### [Input records]
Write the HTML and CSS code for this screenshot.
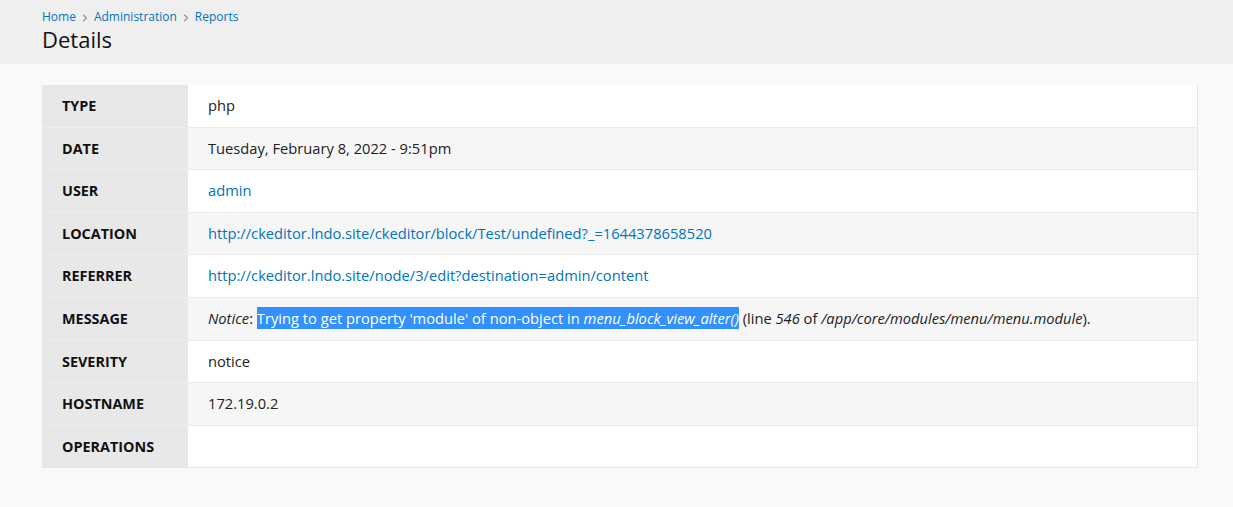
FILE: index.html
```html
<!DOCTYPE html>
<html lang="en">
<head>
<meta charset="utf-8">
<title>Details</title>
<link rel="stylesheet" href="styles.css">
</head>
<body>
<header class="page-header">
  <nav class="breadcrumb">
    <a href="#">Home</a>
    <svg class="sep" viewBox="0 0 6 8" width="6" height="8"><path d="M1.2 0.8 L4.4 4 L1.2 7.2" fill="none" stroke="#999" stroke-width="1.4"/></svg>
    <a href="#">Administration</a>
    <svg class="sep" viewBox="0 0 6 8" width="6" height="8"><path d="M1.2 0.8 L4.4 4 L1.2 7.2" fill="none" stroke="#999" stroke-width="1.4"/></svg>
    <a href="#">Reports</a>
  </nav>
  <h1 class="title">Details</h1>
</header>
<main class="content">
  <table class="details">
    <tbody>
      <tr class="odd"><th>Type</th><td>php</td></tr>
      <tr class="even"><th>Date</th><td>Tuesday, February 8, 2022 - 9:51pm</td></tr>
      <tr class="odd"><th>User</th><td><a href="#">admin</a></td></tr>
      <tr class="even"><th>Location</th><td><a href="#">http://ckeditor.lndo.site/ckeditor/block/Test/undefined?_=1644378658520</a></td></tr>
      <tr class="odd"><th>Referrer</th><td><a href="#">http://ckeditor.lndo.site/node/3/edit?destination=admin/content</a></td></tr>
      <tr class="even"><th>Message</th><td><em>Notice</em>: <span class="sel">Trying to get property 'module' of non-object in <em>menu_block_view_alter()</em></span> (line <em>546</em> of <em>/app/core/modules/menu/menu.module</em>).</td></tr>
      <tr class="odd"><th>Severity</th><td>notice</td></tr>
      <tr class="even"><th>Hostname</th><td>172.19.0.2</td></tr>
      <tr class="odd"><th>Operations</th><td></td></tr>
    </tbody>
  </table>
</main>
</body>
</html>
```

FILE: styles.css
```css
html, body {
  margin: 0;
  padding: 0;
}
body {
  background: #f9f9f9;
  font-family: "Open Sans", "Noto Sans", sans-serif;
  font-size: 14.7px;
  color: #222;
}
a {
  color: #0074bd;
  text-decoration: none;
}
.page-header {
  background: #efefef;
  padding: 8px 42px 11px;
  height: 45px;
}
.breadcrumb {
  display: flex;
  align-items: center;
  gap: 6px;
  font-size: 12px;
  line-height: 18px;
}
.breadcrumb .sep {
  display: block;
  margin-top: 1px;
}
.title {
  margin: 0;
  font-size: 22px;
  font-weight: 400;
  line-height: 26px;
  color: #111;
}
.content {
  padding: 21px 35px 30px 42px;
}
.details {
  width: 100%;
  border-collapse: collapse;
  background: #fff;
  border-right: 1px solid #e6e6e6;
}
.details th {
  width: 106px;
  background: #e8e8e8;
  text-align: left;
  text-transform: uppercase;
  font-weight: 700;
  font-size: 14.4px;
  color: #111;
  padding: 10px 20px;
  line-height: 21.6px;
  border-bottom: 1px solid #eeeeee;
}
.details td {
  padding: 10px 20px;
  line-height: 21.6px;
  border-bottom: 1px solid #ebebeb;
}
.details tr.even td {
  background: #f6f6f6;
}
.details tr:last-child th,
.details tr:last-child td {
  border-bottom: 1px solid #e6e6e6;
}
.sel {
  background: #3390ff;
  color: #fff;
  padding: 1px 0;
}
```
---
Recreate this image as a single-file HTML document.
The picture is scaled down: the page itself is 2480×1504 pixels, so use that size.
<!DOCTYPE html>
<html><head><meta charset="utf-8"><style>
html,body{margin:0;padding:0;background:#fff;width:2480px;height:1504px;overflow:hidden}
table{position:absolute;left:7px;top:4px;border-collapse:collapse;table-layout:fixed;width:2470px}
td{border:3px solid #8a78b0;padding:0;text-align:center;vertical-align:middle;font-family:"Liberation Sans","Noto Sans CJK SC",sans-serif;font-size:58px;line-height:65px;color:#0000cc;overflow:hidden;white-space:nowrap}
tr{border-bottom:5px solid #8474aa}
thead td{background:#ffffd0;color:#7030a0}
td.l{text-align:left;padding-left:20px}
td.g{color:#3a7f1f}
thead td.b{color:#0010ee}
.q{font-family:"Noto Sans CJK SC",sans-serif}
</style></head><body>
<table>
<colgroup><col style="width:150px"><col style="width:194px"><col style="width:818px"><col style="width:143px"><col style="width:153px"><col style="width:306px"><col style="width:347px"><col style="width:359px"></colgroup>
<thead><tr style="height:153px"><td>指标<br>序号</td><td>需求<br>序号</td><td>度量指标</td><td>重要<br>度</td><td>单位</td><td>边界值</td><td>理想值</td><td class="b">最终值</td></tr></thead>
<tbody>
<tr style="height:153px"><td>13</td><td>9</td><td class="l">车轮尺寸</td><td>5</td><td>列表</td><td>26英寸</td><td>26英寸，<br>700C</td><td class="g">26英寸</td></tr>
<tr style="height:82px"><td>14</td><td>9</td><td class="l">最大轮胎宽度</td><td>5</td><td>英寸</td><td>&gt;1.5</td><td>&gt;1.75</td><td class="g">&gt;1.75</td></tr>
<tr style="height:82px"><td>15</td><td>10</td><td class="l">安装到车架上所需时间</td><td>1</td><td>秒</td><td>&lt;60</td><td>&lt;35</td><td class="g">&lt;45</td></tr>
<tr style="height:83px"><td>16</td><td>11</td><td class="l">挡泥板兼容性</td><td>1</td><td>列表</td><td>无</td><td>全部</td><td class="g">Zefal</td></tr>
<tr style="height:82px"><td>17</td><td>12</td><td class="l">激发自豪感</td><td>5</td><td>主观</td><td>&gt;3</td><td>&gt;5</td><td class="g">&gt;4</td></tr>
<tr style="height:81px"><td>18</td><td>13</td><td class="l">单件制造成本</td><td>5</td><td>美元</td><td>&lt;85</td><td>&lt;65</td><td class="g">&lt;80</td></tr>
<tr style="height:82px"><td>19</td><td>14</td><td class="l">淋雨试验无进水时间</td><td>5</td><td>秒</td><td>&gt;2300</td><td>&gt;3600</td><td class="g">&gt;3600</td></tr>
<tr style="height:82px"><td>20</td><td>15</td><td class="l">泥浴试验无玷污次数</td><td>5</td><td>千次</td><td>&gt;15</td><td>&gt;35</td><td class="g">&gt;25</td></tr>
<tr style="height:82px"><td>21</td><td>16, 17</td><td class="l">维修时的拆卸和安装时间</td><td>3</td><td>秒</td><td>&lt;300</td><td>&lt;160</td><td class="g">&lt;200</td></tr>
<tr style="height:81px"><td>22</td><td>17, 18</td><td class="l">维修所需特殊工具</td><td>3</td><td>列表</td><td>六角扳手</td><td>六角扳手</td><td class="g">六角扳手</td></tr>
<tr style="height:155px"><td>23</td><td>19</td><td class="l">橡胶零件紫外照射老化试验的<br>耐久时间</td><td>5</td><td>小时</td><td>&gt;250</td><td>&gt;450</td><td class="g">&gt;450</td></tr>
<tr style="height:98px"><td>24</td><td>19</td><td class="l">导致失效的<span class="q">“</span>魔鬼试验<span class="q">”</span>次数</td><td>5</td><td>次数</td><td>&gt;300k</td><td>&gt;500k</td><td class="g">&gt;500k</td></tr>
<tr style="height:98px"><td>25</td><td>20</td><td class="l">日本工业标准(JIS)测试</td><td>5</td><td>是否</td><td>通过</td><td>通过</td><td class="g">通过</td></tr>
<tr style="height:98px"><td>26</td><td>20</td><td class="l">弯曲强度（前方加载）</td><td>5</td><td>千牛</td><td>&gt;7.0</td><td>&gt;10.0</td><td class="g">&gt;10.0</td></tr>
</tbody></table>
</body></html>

### [Short task]
Extract each line holding the string "this".

### [Expected output]
Write the HTML and CSS code for this screenshot.
Recreate this image as a single-file HTML document.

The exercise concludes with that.